Deep Dive: How the Court Reached Its Decision
Background of the Case
In the case of Johnson v. United States, Ford T. Johnson, Jr. initially filed a lawsuit against the IRS in September 1998 to recover funds withheld from his tax return. The IRS counterclaimed, asserting that Johnson owed a substantial amount in unpaid employee withholding taxes related to his company, Koba Associates, Inc. The court ultimately ruled in favor of the United States in January 2002, ordering Johnson to pay a judgment of $1,498,004.01, plus interest. In 2011, the United States sought an installment payment order under the Federal Debt Collection Procedures Act (FDCPA), leading to opposition from Johnson, who claimed that the proposed monthly payment of $400 would impose undue hardship on him and his family. A hearing was conducted in February 2012, during which Johnson outlined his financial situation and compensation structure as president of Koba Institute, Inc., a company he co-founded.
Legal Framework
The court's reasoning centered around the provisions of the Federal Debt Collection Procedures Act (FDCPA), which provides the exclusive civil procedures for the United States to recover debts. Under 28 U.S.C. § 3204, a court may order a judgment debtor to make installment payments if it is demonstrated that the debtor has substantial nonexempt disposable earnings that are not subject to garnishment. The statute specifically outlines conditions under which installment payments can be mandated, including instances where the debtor is receiving significant earnings from self-employment. In this case, the court examined whether Johnson's financial circumstances met the criteria set forth in the FDCPA to support the United States' request for an installment payment order.

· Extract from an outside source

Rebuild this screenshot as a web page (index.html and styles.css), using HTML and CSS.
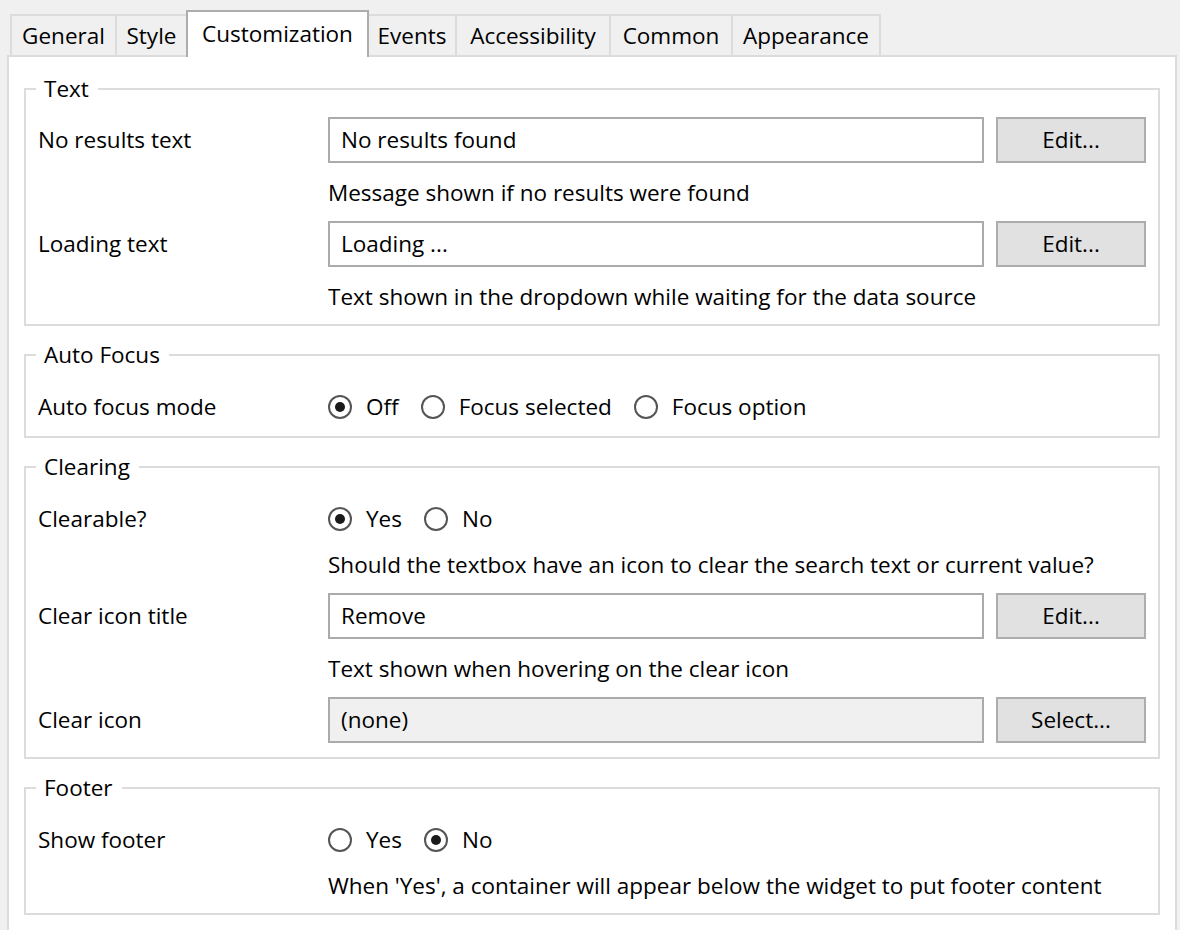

Assessment of Financial Situation
The court assessed Johnson's financial situation and determined that he had substantial nonexempt disposable earnings, as evidenced by his reported income of $63,787 in 2011 from self-employment. The court noted that there was no current writ of garnishment against his earnings, which further supported the appropriateness of the installment payment order. Despite Johnson's arguments claiming financial hardship, the court found that he had structured his compensation to divert earnings to his wife, who had a significantly higher salary. This arrangement indicated that Johnson had the means to meet the monthly payment obligation without causing undue financial strain on himself or his dependents. The court concluded that the financial evidence presented did not substantiate Johnson's claims of hardship in light of his earnings.

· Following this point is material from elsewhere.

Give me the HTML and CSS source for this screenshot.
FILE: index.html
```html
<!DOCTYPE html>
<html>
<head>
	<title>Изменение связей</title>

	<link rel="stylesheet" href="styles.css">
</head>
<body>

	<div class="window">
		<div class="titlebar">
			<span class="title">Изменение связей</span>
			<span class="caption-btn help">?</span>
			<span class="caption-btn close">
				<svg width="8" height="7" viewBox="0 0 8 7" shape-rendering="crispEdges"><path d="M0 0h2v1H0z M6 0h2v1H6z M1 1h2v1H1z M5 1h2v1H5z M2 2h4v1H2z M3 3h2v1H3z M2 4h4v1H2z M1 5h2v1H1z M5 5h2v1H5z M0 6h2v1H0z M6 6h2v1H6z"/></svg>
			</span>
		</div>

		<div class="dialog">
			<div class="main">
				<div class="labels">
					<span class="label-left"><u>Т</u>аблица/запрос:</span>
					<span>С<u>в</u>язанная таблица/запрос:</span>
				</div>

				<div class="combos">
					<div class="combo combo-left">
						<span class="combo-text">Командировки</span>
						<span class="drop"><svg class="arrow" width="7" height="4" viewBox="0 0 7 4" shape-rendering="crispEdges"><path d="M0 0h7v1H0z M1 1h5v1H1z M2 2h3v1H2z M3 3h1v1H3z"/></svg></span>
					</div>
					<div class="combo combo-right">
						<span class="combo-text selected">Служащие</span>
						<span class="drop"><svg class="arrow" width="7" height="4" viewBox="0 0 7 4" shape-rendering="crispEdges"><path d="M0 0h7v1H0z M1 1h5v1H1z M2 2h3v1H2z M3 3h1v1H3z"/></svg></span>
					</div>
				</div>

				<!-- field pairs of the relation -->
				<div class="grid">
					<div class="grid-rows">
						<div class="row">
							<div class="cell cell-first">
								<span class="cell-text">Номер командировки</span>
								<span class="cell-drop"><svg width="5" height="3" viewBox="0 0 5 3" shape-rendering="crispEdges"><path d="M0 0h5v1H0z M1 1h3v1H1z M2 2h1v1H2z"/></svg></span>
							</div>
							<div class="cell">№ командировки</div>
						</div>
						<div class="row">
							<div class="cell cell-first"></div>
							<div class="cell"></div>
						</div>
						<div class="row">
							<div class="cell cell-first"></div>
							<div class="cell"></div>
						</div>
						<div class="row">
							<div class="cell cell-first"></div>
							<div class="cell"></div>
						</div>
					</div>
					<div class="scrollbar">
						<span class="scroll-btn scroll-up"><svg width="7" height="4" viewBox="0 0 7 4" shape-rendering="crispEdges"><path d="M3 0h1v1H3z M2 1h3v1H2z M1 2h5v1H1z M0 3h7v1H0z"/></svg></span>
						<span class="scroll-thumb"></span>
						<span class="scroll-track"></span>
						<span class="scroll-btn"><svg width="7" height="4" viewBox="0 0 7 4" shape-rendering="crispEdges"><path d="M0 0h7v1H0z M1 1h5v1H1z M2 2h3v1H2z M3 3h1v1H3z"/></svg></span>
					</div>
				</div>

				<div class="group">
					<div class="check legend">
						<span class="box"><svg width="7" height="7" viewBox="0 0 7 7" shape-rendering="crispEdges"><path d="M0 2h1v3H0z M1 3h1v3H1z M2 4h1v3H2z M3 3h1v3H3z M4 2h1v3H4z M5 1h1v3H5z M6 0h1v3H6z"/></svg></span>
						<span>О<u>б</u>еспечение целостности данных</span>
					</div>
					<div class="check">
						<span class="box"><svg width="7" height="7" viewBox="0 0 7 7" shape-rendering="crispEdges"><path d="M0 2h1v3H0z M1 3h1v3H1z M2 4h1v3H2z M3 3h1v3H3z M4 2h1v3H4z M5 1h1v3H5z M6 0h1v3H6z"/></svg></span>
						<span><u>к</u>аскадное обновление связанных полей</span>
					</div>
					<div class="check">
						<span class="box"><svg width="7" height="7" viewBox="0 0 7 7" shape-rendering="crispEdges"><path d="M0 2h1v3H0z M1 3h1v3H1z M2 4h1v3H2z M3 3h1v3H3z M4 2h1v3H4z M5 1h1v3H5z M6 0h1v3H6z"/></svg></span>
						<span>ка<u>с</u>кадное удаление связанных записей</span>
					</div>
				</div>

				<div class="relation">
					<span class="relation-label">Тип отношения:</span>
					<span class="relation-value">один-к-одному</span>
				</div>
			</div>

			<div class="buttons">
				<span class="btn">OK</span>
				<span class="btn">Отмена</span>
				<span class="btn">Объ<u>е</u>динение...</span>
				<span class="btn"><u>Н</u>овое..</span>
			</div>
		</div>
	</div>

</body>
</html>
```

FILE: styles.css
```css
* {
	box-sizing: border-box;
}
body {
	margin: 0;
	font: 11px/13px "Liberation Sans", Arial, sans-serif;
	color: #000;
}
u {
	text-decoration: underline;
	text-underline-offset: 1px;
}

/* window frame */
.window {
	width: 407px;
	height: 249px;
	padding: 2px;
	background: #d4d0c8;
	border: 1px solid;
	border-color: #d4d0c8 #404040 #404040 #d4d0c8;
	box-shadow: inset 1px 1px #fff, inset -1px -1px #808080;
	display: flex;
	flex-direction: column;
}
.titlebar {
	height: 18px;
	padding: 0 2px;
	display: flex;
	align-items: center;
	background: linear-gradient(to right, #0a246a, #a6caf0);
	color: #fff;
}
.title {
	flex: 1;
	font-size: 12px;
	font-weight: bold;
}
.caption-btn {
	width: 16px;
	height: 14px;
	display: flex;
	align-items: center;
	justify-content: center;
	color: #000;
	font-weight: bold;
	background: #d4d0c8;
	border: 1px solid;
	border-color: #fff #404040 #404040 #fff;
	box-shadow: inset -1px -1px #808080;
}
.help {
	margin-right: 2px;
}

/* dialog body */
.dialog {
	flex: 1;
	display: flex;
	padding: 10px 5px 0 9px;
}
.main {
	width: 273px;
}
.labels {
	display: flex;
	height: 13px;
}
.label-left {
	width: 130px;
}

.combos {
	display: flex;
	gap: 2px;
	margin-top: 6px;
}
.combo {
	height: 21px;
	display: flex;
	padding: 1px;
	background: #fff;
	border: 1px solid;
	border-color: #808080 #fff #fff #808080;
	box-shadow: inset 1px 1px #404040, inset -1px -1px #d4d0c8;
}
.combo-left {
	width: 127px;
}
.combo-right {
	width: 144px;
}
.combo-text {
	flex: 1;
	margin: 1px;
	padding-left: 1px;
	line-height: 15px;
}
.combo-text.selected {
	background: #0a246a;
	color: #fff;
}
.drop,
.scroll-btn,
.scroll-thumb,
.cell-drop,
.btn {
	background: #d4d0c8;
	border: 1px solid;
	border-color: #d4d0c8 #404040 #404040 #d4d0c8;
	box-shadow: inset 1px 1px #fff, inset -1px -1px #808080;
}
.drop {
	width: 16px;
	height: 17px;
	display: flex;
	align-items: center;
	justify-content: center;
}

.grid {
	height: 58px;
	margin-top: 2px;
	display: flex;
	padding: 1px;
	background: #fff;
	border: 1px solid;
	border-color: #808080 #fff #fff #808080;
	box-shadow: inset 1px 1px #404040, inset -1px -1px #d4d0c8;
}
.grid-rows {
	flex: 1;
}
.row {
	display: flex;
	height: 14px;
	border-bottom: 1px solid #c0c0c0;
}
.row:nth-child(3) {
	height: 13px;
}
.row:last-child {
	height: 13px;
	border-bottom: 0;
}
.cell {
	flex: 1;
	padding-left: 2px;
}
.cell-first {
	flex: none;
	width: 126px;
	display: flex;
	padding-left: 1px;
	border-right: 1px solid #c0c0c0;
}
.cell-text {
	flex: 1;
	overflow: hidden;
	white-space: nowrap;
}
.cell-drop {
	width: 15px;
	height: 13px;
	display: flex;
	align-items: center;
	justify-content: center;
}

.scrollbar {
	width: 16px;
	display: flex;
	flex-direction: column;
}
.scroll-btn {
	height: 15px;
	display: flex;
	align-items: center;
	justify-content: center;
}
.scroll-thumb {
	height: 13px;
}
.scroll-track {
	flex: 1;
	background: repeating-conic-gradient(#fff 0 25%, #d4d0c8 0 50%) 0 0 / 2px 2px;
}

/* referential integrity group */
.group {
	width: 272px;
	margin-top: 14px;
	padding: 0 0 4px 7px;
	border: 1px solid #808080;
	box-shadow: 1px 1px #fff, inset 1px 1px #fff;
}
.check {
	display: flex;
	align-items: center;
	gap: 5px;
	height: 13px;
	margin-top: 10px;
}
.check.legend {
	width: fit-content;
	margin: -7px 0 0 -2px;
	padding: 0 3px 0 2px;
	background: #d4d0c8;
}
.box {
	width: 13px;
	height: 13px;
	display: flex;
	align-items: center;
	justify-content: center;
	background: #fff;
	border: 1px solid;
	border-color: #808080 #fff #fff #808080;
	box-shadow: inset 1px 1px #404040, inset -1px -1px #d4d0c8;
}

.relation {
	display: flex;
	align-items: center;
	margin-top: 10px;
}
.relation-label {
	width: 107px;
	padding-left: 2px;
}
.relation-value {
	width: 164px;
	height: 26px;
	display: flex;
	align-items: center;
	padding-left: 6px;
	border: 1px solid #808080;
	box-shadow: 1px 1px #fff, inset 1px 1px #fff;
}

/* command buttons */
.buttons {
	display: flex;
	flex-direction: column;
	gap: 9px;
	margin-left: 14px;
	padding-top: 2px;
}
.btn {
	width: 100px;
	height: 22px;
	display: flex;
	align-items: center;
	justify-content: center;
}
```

Justification of the Monthly Payment Amount
The United States requested a monthly installment payment of $400, which the court considered in relation to the size of the judgment and Johnson's income. The court found that a payment of $400 per month represented approximately 7.5 percent of Johnson's annual income, which was deemed reasonable given the total judgment amount of over $1.4 million. Johnson's argument that the payment would not meaningfully reduce the debt was rejected; the court emphasized the need for the debtor to begin fulfilling his legal obligations to the United States. The court further reasoned that Johnson's choice to apply his income toward rental payments, rather than receiving a salary that could be subject to garnishment, did not exempt him from the obligation to make payments towards his judgment debt.
Conclusion and Recommendation
Ultimately, the court recommended granting the United States' motion for an installment payment order, concluding that the conditions set forth in the FDCPA were met. The court emphasized that Johnson had not made any payments towards his substantial debt since the judgment was issued, indicating a lack of effort to address his financial obligations. The magistrate judge recommended that Johnson be ordered to make monthly payments of $400 until the total judgment debt, plus accrued interest and surcharges, was satisfied. This decision underscored the court's commitment to enforcing debt recovery in accordance with statutory provisions while considering the financial realities of the debtor's situation.